1. **Find the "speed" functions ($dx/dt$ and $dy/dt$):**
* For the x-part: $x = t^3 - 4t^2 - 3t$. Its rate of change (or "speed") is $dx/dt = 3t^2 - 8t - 3$.
* For the y-part: $y = 2t^2 + 3t - 5$. Its rate of change (or "speed") is $dy/dt = 4t + 3$.

2. **Count Horizontal Tangents (H):**
A tangent is horizontal (the curve is flat) when it's not going up or down. This means its 'y' speed ($dy/dt$) is zero. But it still needs to be moving sideways, so its 'x' speed ($dx/dt$) cannot be zero.
* Set $dy/dt = 0$:
$4t + 3 = 0$
$4t = -3$
$t = -3/4$
* Now, we check if $dx/dt$ is *not* zero at this $t$:
$dx/dt = 3(-3/4)^2 - 8(-3/4) - 3 = 3(9/16) + 6 - 3 = 27/16 + 3 = 75/16$.
* Since $75/16$ is not zero, we found one unique spot where the tangent is horizontal. So, $H=1$.

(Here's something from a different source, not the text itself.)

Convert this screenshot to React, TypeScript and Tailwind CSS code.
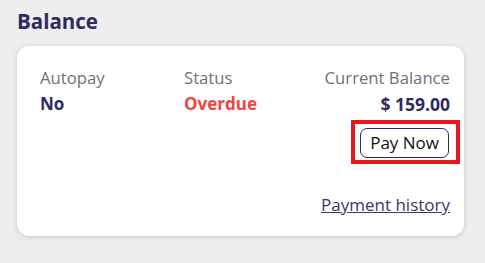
const App = () => {
  return (
    <div
      className="min-h-screen w-full bg-[#eeeeee] px-[17px] pt-[8px]"
      style={{ fontFamily: '"Open Sans", "Noto Sans", sans-serif' }}
    >
      <h2 className="text-[20.5px] font-bold leading-[27px] text-[#2f2b62]">Balance</h2>

      <div className="mt-[11px] w-[447px] h-[190px] rounded-[12px] bg-white shadow-[0_1px_5px_rgba(0,0,0,0.18)] pl-[23px] pr-[14px] pt-[21px] flex flex-col">
        <div className="flex">
          <div className="w-[144px]">
            <div className="text-[16.7px] leading-[22px] text-[#6b7280]">Autopay</div>
            <div className="mt-[2px] text-[17px] font-bold leading-[26px] text-[#2f2b62]">No</div>
          </div>
          <div className="flex-1">
            <div className="text-[16.7px] leading-[22px] text-[#6b7280]">Status</div>
            <div className="mt-[2px] text-[17px] font-bold leading-[26px] text-[#ef4444]">Overdue</div>
          </div>
          <div className="flex flex-col items-end">
            <div className="text-[16.7px] leading-[22px] text-[#6b7280]">Current Balance</div>
            <div className="mt-[2px] text-[17.5px] font-bold leading-[26px] text-[#2f2b62]">$ 159.00</div>
            <div className="mt-[3px] -mr-[10px] border-4 border-[#e8141e] pt-[4px] pb-[2px] pl-[5px] pr-[7px]">
              <button className="h-[30px] rounded-[7px] border border-[#2f2b62] px-[9px] text-[17px] leading-[20px] text-[#111]">
                Pay Now
              </button>
            </div>
          </div>
        </div>

        <div className="mt-auto mb-[20px] flex justify-end">
          <a href="#" className="text-[17px] leading-[22px] text-[#3b3670] underline">
            Payment history
          </a>
        </div>
      </div>
    </div>
  );
};

export default App;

3. **Count Vertical Tangents (V):**
A tangent is vertical (the curve is super steep, like a wall) when it's not moving sideways. This means its 'x' speed ($dx/dt$) is zero. But it still needs to be moving up or down, so its 'y' speed ($dy/dt$) cannot be zero.
* Set $dx/dt = 0$:
$3t^2 - 8t - 3 = 0$.
* This is a quadratic equation, which we can solve using the quadratic formula: $t = \frac{-b \pm \sqrt{b^2 - 4ac}}{2a}$.
Here, $a=3$, $b=-8$, $c=-3$.
$t = \frac{-(-8) \pm \sqrt{(-8)^2 - 4(3)(-3)}}{2(3)}$
$t = \frac{8 \pm \sqrt{64 + 36}}{6}$
$t = \frac{8 \pm \sqrt{100}}{6}$
$t = \frac{8 \pm 10}{6}$
* This gives us two different values for $t$:
$t_1 = (8 + 10) / 6 = 18 / 6 = 3$
$t_2 = (8 - 10) / 6 = -2 / 6 = -1/3$
* Now, for each of these $t$ values, we check if $dy/dt$ is *not* zero:
* For $t=3$: $dy/dt = 4(3) + 3 = 12 + 3 = 15$. (Since $15 \neq 0$, this is a vertical tangent).
* For $t=-1/3$: $dy/dt = 4(-1/3) + 3 = -4/3 + 9/3 = 5/3$. (Since $5/3 \neq 0$, this is another vertical tangent).
* Since we found two different values of 't' that give vertical tangents, there are 2 unique spots where the tangent is vertical. So, $V=2$.

4. **Final Answer:**
We found that $H=1$ (one horizontal tangent) and $V=2$ (two vertical tangents). This matches option (b).